Returning to Our Roots // What's in Season?
I've been thinking a lot about shopping for seasonal produce. I am not quite sure what the draw to this way of shopping and eating is, perhaps it is our accessibility to local produce or our upcoming transition into preparing for our kitchen garden, but I think this might be an interesting and fun challenge to attempt! When I think about the kinds of messages that we want Under A Tin Roof to send, I always think of simplifying your lifestyle, country living, minimizing your carbon footprint, and changing with the seasons. I believe these are all things that we often portray, and I would really love to transition even more with the seasons in real life! Looking back at the way we have eaten produce in the past, I find we gravitate towards the same types of fruits and vegetables that we have always eaten, not because we love them, but because we know them. Recently, I began looking at seasonal produce across the United States and a little closer to home, in the state of Iowa. There are so many different types of produce that I have never tried nor do I know how to cook with them! What a great way to support local farmers by shopping at our Amish stores and farmer's markets and to also train our minds for our own kitchen garden. So what is in season for autumn?
When we moved to Kalona a little over a year ago, one of my favorite places to go during autumn was Stringtown Grocery. If you haven't heard me talk about this Amish grocery store before, it is really quite an experience! The entire store is filled with bulk food packaged in large bags and various sized containers. It can be a bit overwhelming if you're walking in without a plan! My favorite aisles are the baking aisle and the herb section. They have various dried herbs for sale, as I believe the Amish practice herbal medicine (their medical needs aisle is filled with herbal remedies), and they have plenty of not-so-common herbs there! It's been a huge help, especially since for everything else I have to order online. That's the fun part about living in the middle of nowhere! Anyway, to get back on topic, Stringtown is so wonderful at the beginning of each season. This summer, the entire front of the store was line with wooden rolling carts filled to the top with fresh flowers and vegetable sprouts to plant. Now that autumn has arrived, the front of the store is filled with crates of various gourds, squashes, and pumpkins. There are mums lined from end to end, filling the first few parking spaces and most of the lawn.
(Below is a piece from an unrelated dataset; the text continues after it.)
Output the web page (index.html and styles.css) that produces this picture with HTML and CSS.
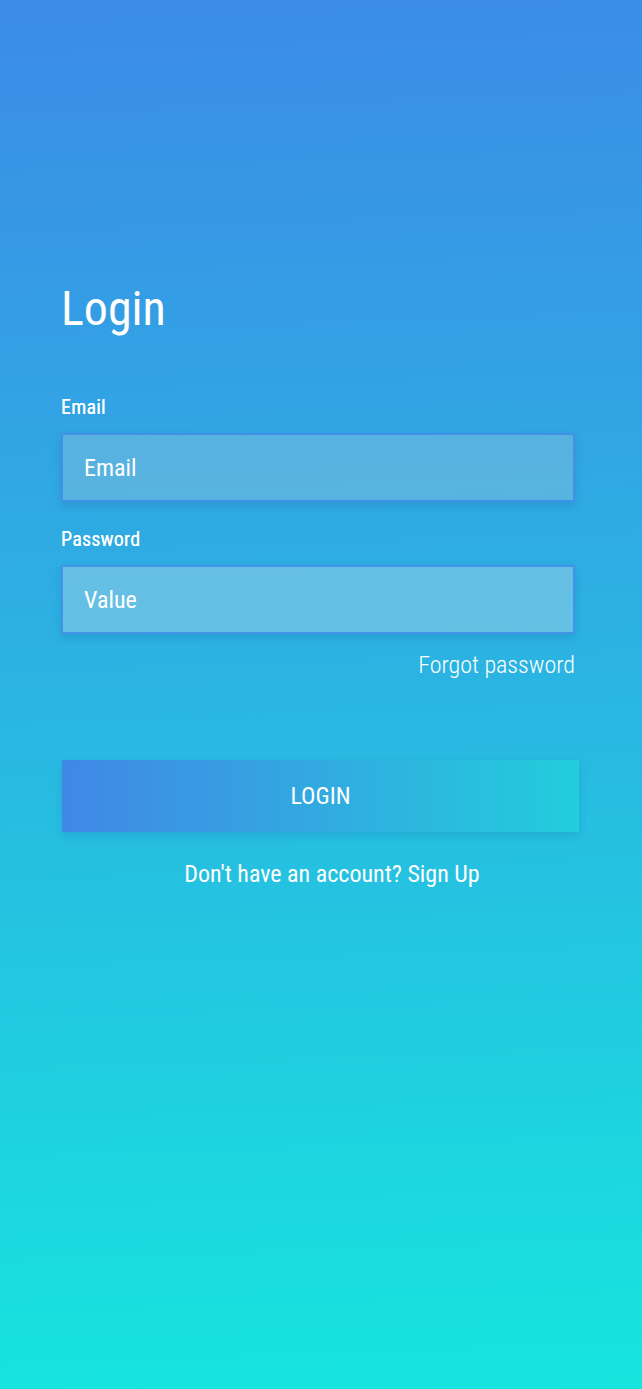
FILE: index.html
```html
<!DOCTYPE html>
<html lang="en">
<head>
    <meta charset="UTF-8">
    <meta name="viewport" content="width=device-width, initial-scale=1.0">
    <title>Login</title>
    <link rel="stylesheet" href="styles.css">
</head>
<body>
    <div class="screen">
        <form class="login-form" onsubmit="return false;">
            <h1 class="title">Login</h1>

            <label class="field-label" for="email">Email</label>
            <input class="field" id="email" type="email" placeholder="Email">

            <label class="field-label password-label" for="password">Password</label>
            <input class="field field-filled" id="password" type="text" value="Value">

            <div class="forgot-row">
                <a class="forgot" href="#">Forgot password</a>
            </div>

            <button class="login-btn" type="submit">LOGIN</button>

            <p class="signup">Don't have an account? Sign Up</p>
        </form>
    </div>
</body>
</html>
```

FILE: styles.css
```css
html,
body {
    margin: 0;
    height: 100%;
}

body {
    font-family: "Roboto Condensed", Roboto, Arial, sans-serif;
    color: #fff;
    background: linear-gradient(178deg, #3c8be7 0%, #2bb3e2 48%, #16e5de 100%);
    min-height: 1389px;
}

.screen {
    padding: 280px 67px 0 61px;
}

.login-form {
    display: flex;
    flex-direction: column;
}

.title {
    margin: 0;
    font-size: 48px;
    line-height: 58px;
    font-weight: 400;
}

.field-label {
    margin-top: 58px;
    font-size: 20px;
    line-height: 23px;
    font-weight: 400;
    letter-spacing: 0.2px;
    text-shadow: 0 0 0.4px #fff;
}

.password-label {
    margin-top: 26px;
}

.field {
    margin-top: 14px;
    height: 69px;
    box-sizing: border-box;
    padding: 0 21px;
    border: 2px solid rgba(61, 140, 231, 0.85);
    background: rgba(205, 212, 218, 0.26);
    box-shadow: 0 4px 8px rgba(20, 70, 140, 0.18);
    font-family: inherit;
    font-size: 24px;
    color: #fff;
    outline: none;
}

.field-filled {
    background: rgba(222, 228, 232, 0.32);
}

.field::placeholder {
    color: #fff;
    opacity: 1;
}

.forgot-row {
    margin-top: 17px;
    text-align: right;
    font-size: 24px;
    line-height: 28px;
    font-weight: 300;
}

.forgot {
    color: #fff;
    text-decoration: none;
}

.login-btn {
    margin: 81px -4px 0 1px;
    height: 72px;
    border: none;
    background: linear-gradient(to right, #4187e5, #22cddc);
    box-shadow: 0 4px 8px rgba(20, 70, 140, 0.15);
    font-family: inherit;
    font-size: 24px;
    color: #fff;
    cursor: pointer;
}

.signup {
    margin: 28px 0 0;
    padding-left: 28px;
    text-align: center;
    font-size: 24px;
    line-height: 28px;
}
```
Soon, there will be larger pumpkins and giant wooden crates filled with the apple harvest. I can't wait!
Now, this challenge may a bit difficult for me to nail down completely, as so many different regions of our country have different varieties of fruits and vegetables growing right now. With that in mind, I believe I am going to keep my sights set on produce that is currently in season here in Iowa, which in turn will help me when shopping at our markets and the Amish grocery. I think this would be a fun challenge for you wherever you are living! Check into your local markets and co-op grocery stores - this is a great way to support your community! This list is a great way to see what produce is growing throughout the year in your home state. Here is the comprehensive list of what is currently in season for autumn in Iowa:
- Sweet Peppers
- Shelling Beans
- Winter Squash
- Brussels Sprouts
- Celery Root/Celery
- Green Beans
- Green Onions
- Various Greens
My next question when it comes to cooking with seasonal produce is, well, what to cook? Now that we have a few of our ingredients, I believe that this will be easy and challenging at the same time. The challenging parts I believe will be cutting out cravings for unseasonal foods (which I cannot promise I will stick to, this is just a project not a diet!) and finding recipes that only contain the foods contained within each list. Autumn, of course, will be one of the easier seasons as most fruits and vegetables are ready for harvest at this time. But where to begin looking? One of the easiest options is Pinterest. So many great recipes on there, especially because the best ones tends to get pushed to the top as they have been repinned the most. Another great option is seasonal cookbooks. My very favorite cookbooks are by the Beekman Boys, as I have stated many times, and they always organize their books by season, which helps so much when you are deciding to cook this way! I suppose it is a farmer's way of thinking, and we are getting there little by little. I think I may need to take a trip out to Barnes and Noble to see if there are any other great seasonal cookbooks on the market. Any recommendations? I would love to hear them! Especially if they have pretty pictures. So, who's ready to cook what it's in season? I sure am, and I am excited to share!